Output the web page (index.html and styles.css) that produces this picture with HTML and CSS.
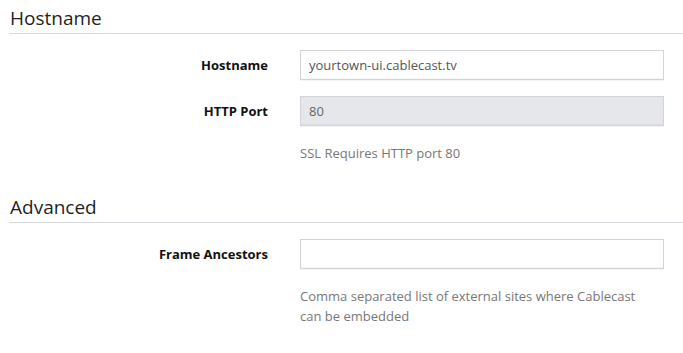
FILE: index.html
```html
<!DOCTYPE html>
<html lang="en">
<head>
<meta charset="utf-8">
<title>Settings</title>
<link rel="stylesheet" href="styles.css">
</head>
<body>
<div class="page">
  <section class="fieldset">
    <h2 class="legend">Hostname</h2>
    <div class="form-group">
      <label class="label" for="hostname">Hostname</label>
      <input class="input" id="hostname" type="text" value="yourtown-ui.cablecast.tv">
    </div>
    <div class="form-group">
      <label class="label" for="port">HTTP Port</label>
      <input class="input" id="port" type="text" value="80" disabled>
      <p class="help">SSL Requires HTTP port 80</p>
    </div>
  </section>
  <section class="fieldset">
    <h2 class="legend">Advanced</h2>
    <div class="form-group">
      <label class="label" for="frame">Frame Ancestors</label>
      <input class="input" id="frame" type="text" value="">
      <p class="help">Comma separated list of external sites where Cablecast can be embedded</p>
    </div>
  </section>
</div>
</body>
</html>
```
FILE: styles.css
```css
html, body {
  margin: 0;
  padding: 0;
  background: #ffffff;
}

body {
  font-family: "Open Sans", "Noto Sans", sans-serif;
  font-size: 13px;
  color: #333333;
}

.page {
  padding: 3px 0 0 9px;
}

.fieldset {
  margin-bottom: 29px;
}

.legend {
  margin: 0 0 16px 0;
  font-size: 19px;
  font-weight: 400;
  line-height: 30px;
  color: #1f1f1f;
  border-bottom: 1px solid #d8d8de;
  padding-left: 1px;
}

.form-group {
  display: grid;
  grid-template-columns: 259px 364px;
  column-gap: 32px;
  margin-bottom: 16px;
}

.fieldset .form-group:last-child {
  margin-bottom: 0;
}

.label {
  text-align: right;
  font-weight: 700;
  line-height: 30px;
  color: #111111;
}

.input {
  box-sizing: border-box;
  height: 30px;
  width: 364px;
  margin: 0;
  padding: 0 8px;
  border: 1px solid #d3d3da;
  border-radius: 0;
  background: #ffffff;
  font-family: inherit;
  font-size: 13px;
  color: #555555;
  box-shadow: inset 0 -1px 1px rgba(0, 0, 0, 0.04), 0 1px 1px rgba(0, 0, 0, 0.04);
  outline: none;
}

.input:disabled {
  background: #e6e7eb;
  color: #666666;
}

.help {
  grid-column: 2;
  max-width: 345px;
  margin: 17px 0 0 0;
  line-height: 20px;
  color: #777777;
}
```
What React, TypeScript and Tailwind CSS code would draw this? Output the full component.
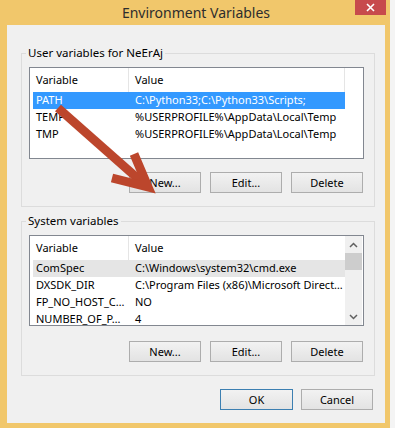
________________
--- STATED PROBLEM ---
Transcribe the material exactly, leaving every picture out.

--- CORRECT OUTPUT ---
Output the web page (index.html and styles.css) that produces this picture with HTML and CSS.
FILE: index.html
```html
<!DOCTYPE html>
<html lang="en">
<head>
<meta charset="utf-8">
<title>Settings</title>
<link rel="stylesheet" href="styles.css">
</head>
<body>
<div class="page">
  <section class="fieldset">
    <h2 class="legend">Hostname</h2>
    <div class="form-group">
      <label class="label" for="hostname">Hostname</label>
      <input class="input" id="hostname" type="text" value="yourtown-ui.cablecast.tv">
    </div>
    <div class="form-group">
      <label class="label" for="port">HTTP Port</label>
      <input class="input" id="port" type="text" value="80" disabled>
      <p class="help">SSL Requires HTTP port 80</p>
    </div>
  </section>
  <section class="fieldset">
    <h2 class="legend">Advanced</h2>
    <div class="form-group">
      <label class="label" for="frame">Frame Ancestors</label>
      <input class="input" id="frame" type="text" value="">
      <p class="help">Comma separated list of external sites where Cablecast can be embedded</p>
    </div>
  </section>
</div>
</body>
</html>
```
FILE: styles.css
```css
html, body {
  margin: 0;
  padding: 0;
  background: #ffffff;
}

body {
  font-family: "Open Sans", "Noto Sans", sans-serif;
  font-size: 13px;
  color: #333333;
}

.page {
  padding: 3px 0 0 9px;
}

.fieldset {
  margin-bottom: 29px;
}

.legend {
  margin: 0 0 16px 0;
  font-size: 19px;
  font-weight: 400;
  line-height: 30px;
  color: #1f1f1f;
  border-bottom: 1px solid #d8d8de;
  padding-left: 1px;
}

.form-group {
  display: grid;
  grid-template-columns: 259px 364px;
  column-gap: 32px;
  margin-bottom: 16px;
}

.fieldset .form-group:last-child {
  margin-bottom: 0;
}

.label {
  text-align: right;
  font-weight: 700;
  line-height: 30px;
  color: #111111;
}

.input {
  box-sizing: border-box;
  height: 30px;
  width: 364px;
  margin: 0;
  padding: 0 8px;
  border: 1px solid #d3d3da;
  border-radius: 0;
  background: #ffffff;
  font-family: inherit;
  font-size: 13px;
  color: #555555;
  box-shadow: inset 0 -1px 1px rgba(0, 0, 0, 0.04), 0 1px 1px rgba(0, 0, 0, 0.04);
  outline: none;
}

.input:disabled {
  background: #e6e7eb;
  color: #666666;
}

.help {
  grid-column: 2;
  max-width: 345px;
  margin: 17px 0 0 0;
  line-height: 20px;
  color: #777777;
}
```
What React, TypeScript and Tailwind CSS code would draw this? Output the full component.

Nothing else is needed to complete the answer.